A follow up study by Janssen and Friedman published this year elaborates on the relationship between “time pressure” and the perceived speed of time. Finding that individuals under intense time pressure felt that time was slipping away in the present, the study reported that individuals who had been under time pressure for the past decade felt that those 10 years had been over in an extraordinarily brief period of time as well.
The study’s results “suggested that participants systematically underestimated past time pressure. This memory bias offers an explanation of why life appears to speed up as people get older.”
IS THERE ANY WAY TO SLOW TIME BACK DOWN?
Some factors are out of our control: three months is simply a much longer chunk of a 10-year-old's entire life, which might also explain why it would also seem longer. But some researchers believe that experiencing time as set on a permanent fast-forward doesn't have to be inevitable. David Eagleman of Baylor College of Medicine, believes that we can even shock our brains into experiencing time at a slower rate.

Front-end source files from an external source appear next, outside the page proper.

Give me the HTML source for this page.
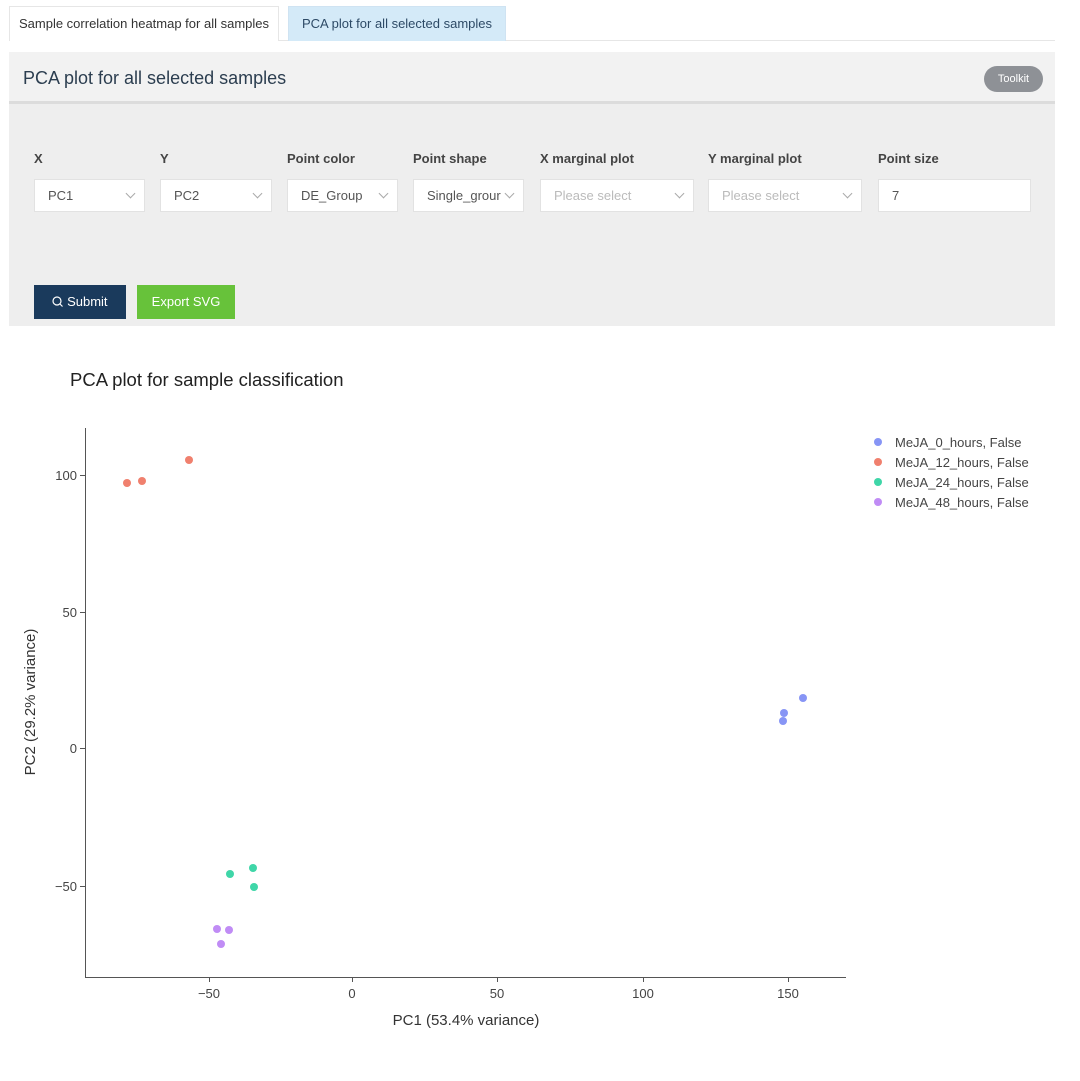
<!DOCTYPE html>
<html><head><meta charset="utf-8"><style>
*{box-sizing:border-box;margin:0;padding:0}
body{width:1080px;height:1081px;background:#fff;font-family:"Liberation Sans","DejaVu Sans",sans-serif;position:relative;overflow:hidden;color:#333}
.tabs{position:absolute;left:9px;top:6px;width:1046px;height:35px;border-bottom:1px solid #e6e6e6}
.tab{position:absolute;top:0;height:35px;line-height:34px;font-size:13px;text-align:center;color:#333}
.t1{left:0;width:270px;border:1px solid #e6e6e6;border-bottom:none;background:#fff}
.t2{left:279px;width:218px;background:#d4eaf8;border:1px solid #cfe3f2;border-bottom:none;color:#2d4a66}
.panel{position:absolute;left:9px;top:52px;width:1046px;height:274px;background:#eeeeee}
.hdr{height:52px;background:#f2f2f2;border-bottom:3px solid #dcdcdc;position:relative}
.hdr h1{position:absolute;left:14px;top:16px;font-size:18px;font-weight:normal;color:#2c3e50}
.tool{position:absolute;right:12px;top:14px;width:59px;height:26px;border-radius:13px;background:#8e9196;color:#fff;font-size:11px;text-align:center;line-height:26px}
.lbl{position:absolute;top:99px;font-size:13px;font-weight:bold;color:#444}
.sel{position:absolute;top:127px;height:33px;background:#fff;border:1px solid #e2e2e2;font-size:13px;color:#555;line-height:31px;padding-left:13px}
.sel.ph{color:#bbb}
.sel .ar{position:absolute;right:10px;top:10px;width:7px;height:7px;border-right:1px solid #aaa;border-bottom:1px solid #aaa;transform:rotate(45deg)}
.btn{position:absolute;top:233px;height:34px;line-height:34px;color:#fff;font-size:13px;text-align:center}
</style></head><body>
<div class="tabs"><div class="tab t1">Sample correlation heatmap for all samples</div><div class="tab t2">PCA plot for all selected samples</div></div>
<div class="panel">
<div class="hdr"><h1>PCA plot for all selected samples</h1><div class="tool">Toolkit</div></div>
<div class="lbl" style="left:25px">X</div>
<div class="lbl" style="left:151px">Y</div>
<div class="lbl" style="left:278px">Point color</div>
<div class="lbl" style="left:404px">Point shape</div>
<div class="lbl" style="left:531px">X marginal plot</div>
<div class="lbl" style="left:699px">Y marginal plot</div>
<div class="lbl" style="left:869px">Point size</div>
<div class="sel" style="left:25px;width:111px">PC1<span class="ar"></span></div>
<div class="sel" style="left:151px;width:112px">PC2<span class="ar"></span></div>
<div class="sel" style="left:278px;width:111px">DE_Group<span class="ar"></span></div>
<div class="sel" style="left:404px;width:111px">Single_grour<span class="ar"></span></div>
<div class="sel ph" style="left:531px;width:154px">Please select<span class="ar"></span></div>
<div class="sel ph" style="left:699px;width:154px">Please select<span class="ar"></span></div>
<div class="sel" style="left:869px;width:153px">7</div>
<div class="btn" style="left:25px;width:92px;background:#1a3a5c"><svg width="11" height="11" viewBox="0 0 11 11" style="vertical-align:-1px"><circle cx="5" cy="5" r="4" fill="none" stroke="#fff" stroke-width="1.2"/><path d="M8 8l2.5 2.5" stroke="#fff" stroke-width="1.2"/></svg> Submit</div>
<div class="btn" style="left:128px;width:98px;background:#67c23a">Export SVG</div>
</div>
<svg style="position:absolute;left:0;top:0" width="1080" height="1081" font-family="Liberation Sans, sans-serif">
<text x="70" y="386" font-size="18.5" fill="#222">PCA plot for sample classification</text>
<g stroke="#555" stroke-width="1" fill="none">
<path d="M85.5 428V977.5H846"/>
<path d="M80 475.5h5M80 612.5h5M80 748.5h5M80 886.5h5"/>
<path d="M209.5 977v5M352.5 977v5M497.5 977v5M643.5 977v5M788.5 977v5"/>
</g>
<g font-size="13" fill="#444" text-anchor="end">
<text x="77" y="480">100</text><text x="77" y="617">50</text><text x="77" y="753">0</text><text x="77" y="891">−50</text>
</g>
<g font-size="13" fill="#444" text-anchor="middle">
<text x="209" y="998">−50</text><text x="352" y="998">0</text><text x="497" y="998">50</text><text x="643" y="998">100</text><text x="788" y="998">150</text>
</g>
<text x="466" y="1025" font-size="15" fill="#333" text-anchor="middle">PC1 (53.4% variance)</text>
<text transform="translate(35,702) rotate(-90)" font-size="15" fill="#333" text-anchor="middle">PC2 (29.2% variance)</text>
<g fill="#f0806e"><circle cx="127" cy="483" r="4"/><circle cx="142" cy="481" r="4"/><circle cx="189" cy="460" r="4"/></g>
<g fill="#8795f5"><circle cx="783" cy="721" r="4"/><circle cx="784" cy="713" r="4"/><circle cx="803" cy="698" r="4"/></g>
<g fill="#3fd6a8"><circle cx="230" cy="874" r="4"/><circle cx="253" cy="868" r="4"/><circle cx="254" cy="887" r="4"/></g>
<g fill="#c08cf5"><circle cx="217" cy="929" r="4"/><circle cx="229" cy="930" r="4"/><circle cx="221" cy="944" r="4"/></g>
<circle cx="878" cy="442" r="4" fill="#8795f5"/><circle cx="878" cy="462" r="4" fill="#f0806e"/>
<circle cx="878" cy="482" r="4" fill="#3fd6a8"/><circle cx="878" cy="502" r="4" fill="#c08cf5"/>
<g font-size="13" fill="#444">
<text x="895" y="447">MeJA_0_hours, False</text><text x="895" y="467">MeJA_12_hours, False</text>
<text x="895" y="487">MeJA_24_hours, False</text><text x="895" y="507">MeJA_48_hours, False</text>
</g>
</svg>
</body></html>
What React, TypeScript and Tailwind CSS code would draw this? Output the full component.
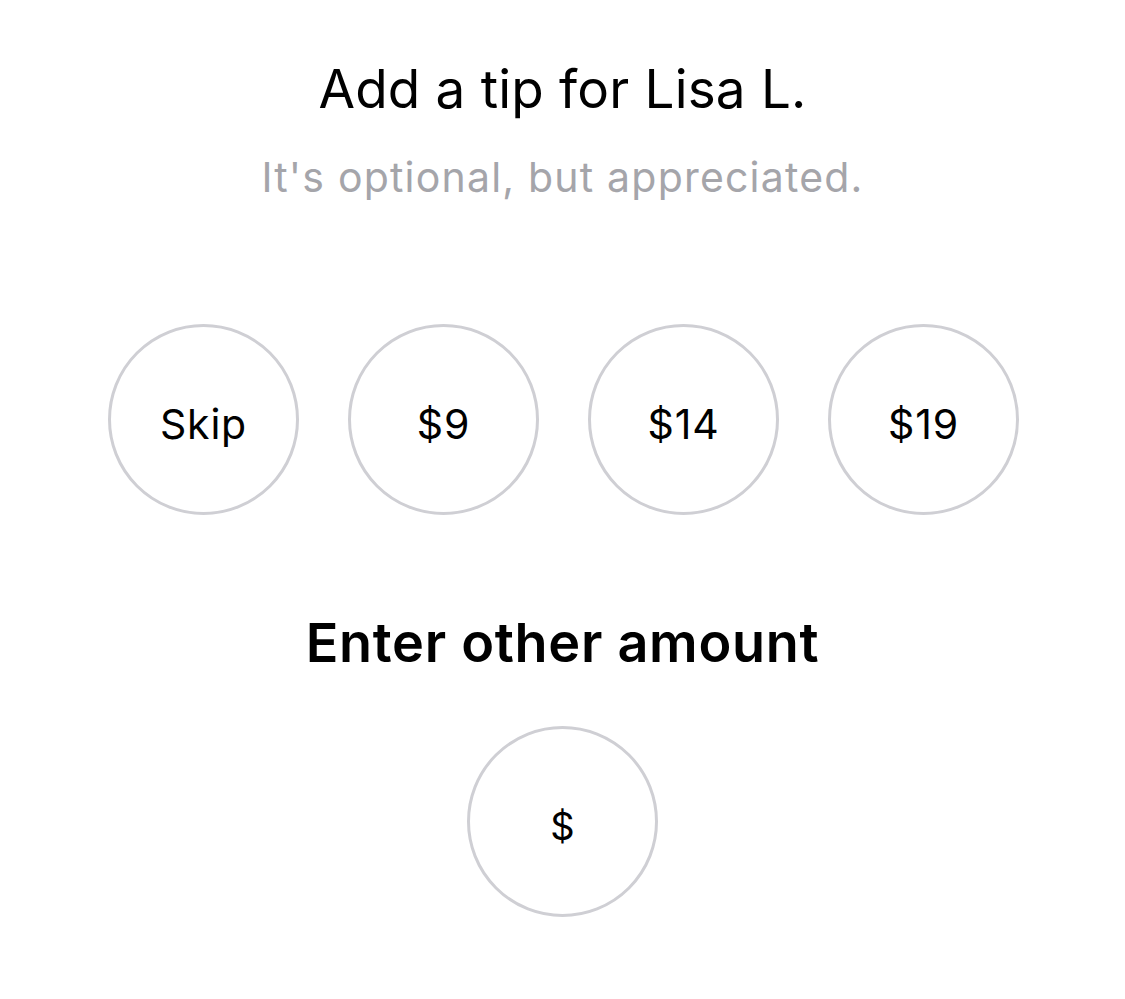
const amounts = ["Skip", "$9", "$14", "$19"];

function Circle({ children, className = "" }: { children: React.ReactNode; className?: string }) {
  return (
    <button
      type="button"
      className={`flex h-[191px] w-[191px] items-center justify-center rounded-full border-[3px] border-[#cfcfd4] bg-white text-black ${className}`}
    >
      {children}
    </button>
  );
}

export default function App() {
  return (
    <div className="flex min-h-[999px] w-full flex-col items-center bg-white font-['Inter',sans-serif]">
      <h1 className="mt-[56px] text-[53px] leading-[66px] font-normal tracking-[0.2px] text-black">
        Add a tip for Lisa L.
      </h1>
      <p className="mt-[30px] text-[41px] leading-[50px] tracking-[1.2px] text-[#a5a5aa]">
        It's optional, but appreciated.
      </p>
      <div className="mt-[122px] flex gap-[49px] pl-[2px]">
        {amounts.map((a) => (
          <Circle key={a} className="pt-[10px] text-[41px] tracking-[0.8px]">
            {a}
          </Circle>
        ))}
      </div>
      <h2 className="mt-[96px] text-[54px] leading-[64px] font-semibold tracking-[0.7px] text-black">
        Enter other amount
      </h2>
      <div className="mt-[51px]">
        <Circle className="pt-[10px] text-[38px]">$</Circle>
      </div>
    </div>
  );
}
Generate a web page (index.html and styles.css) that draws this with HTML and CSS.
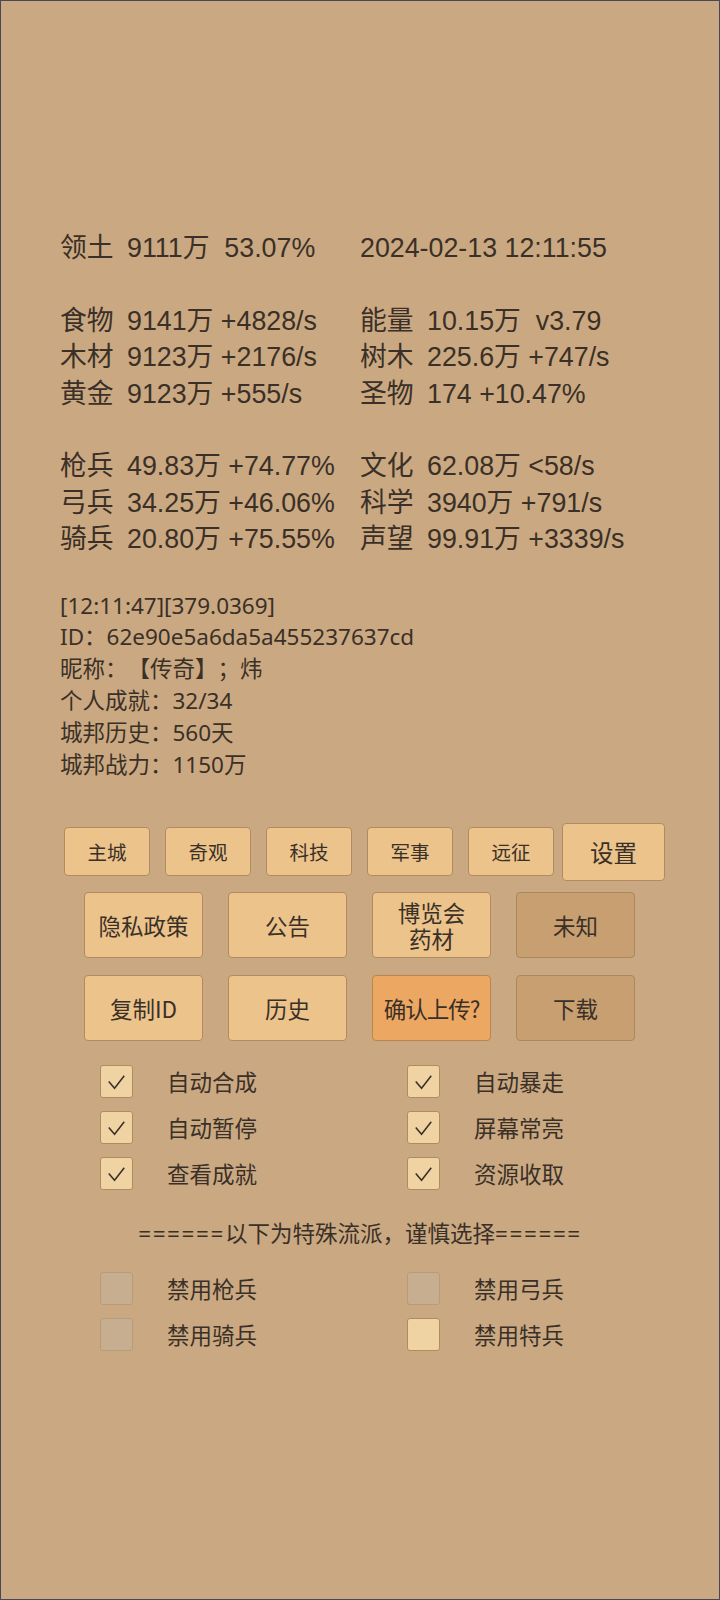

Eagleman — the subject of a lengthy profile in The New Yorker a few years back — suffered a near-death experience as a child, during which time slowed down for him. As an adult, he's devoted himself to studying the systems of the brain that create our concepts of time. Though Eagleman has spent time researching how brains measure time during traumas (from actual near-death experiences to those "free-fall drop" rides at the amusement park), he's also postulated that our perception of time is sensitive to any new stimuli.
Eagleman believes that our perception of time is related to the intake of new information. In other words, “[time] stretches out when you really turn your brain resources on, and when you say, ‘Oh, I got this, everything is as expected,' it shrinks up."
Take, for example, a commute to a new workplace: “When you drive to your new workplace for the first time," Eagleman claims,"...it seems to take a really long time to get there. But when you drive back and forth to your work every day after that, it takes no time at all, because you're not really writing it down anymore. There's nothing novel about it."
So, is learning something new the only way to stop time from rushing past you like an out-of-control freight train? Claudia Hammond, author of Time Warped: Unlocking the Mysteries of Time Perception, believes that it is. She suggests that an intake of fresh, unusual experiences — rather than a predictable routine — can trick our brain into once again registering time more slowly, the same way we did as children.
So if it seemed like your summer was over in a flash, don't freak out. Seemingly short summers are normal, but not necessarily inevitable. Instead of mourning, spend these last few days of summer giving something new a shot. And if that doesn't work, see if you can't slow what's left down by turning off your phone, meditating, and perhaps, doing a whole lot of nothing.